Indiana_Krom posted:

I read it that way the first time too, but he said it is a pair of 240MM radiators not a single one. Can't really say if it is not doing well or not because I don't have a 3080 to compare with.

Also a quick and dirty way to guess the coolant temp is to heat it up with a full stress load, then switch to the lowest power idle you can get. Wait 10-15 seconds, whatever temperature the no load components settle on is probably about 2-3C over whatever the coolant temperature is. The coolant will always be colder than whatever is the coldest chip in the loop. So if your GPU is before the CPU in the loop and you run furmark on it with no load on the CPU, and the CPU idles at 31C, then your coolant coming out of the GPU is guaranteed less than 31C.

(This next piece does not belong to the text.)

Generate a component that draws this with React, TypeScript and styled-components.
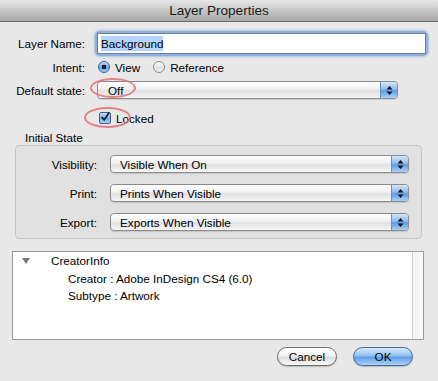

Nope, I have a pair of 120mm rads. Specifically 120mm x 28mm, so they're on the thin side (otherwise only one fits). Behold my house of poor choices!

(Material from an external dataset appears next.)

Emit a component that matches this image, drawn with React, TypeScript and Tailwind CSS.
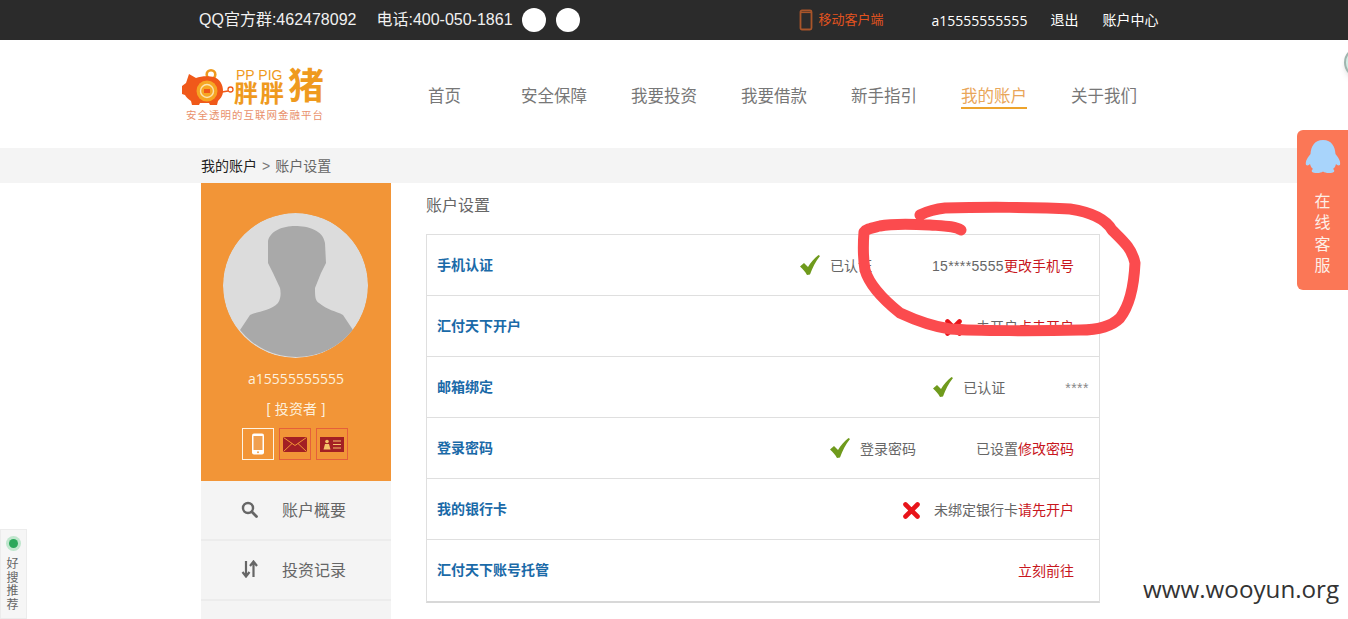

As far as "doing well," keeping a 320W GPU under 70C in a lovely case is already asking a fair amount from 240mm worth of rads. Throwing another 50-75W of CPU in there with a X570 chipset and some lights belching excess heat (why the hell are the UV lights that hot?) and I'm actually very pleasantly surprised.

I'll run the tests here in a few and get back to you two, but I'm not sure what you're looking for out of them: I'm pumping 300-400W of heat into a system with no effective res in a case well known for lovely airflow, and while 2x120 rads are keeping things below thermal limiting break points, they're obviously undersized for the task at hand (at least in the sense that everyone going into watercooling seems to obsess over keeping temps ultra low--this setup actually ends up being considerably quieter and cooler than the air setup beforehand, and they're no longer thermally limited, so in that sense the rads could be argued to be viably, if not optimally, sized for this).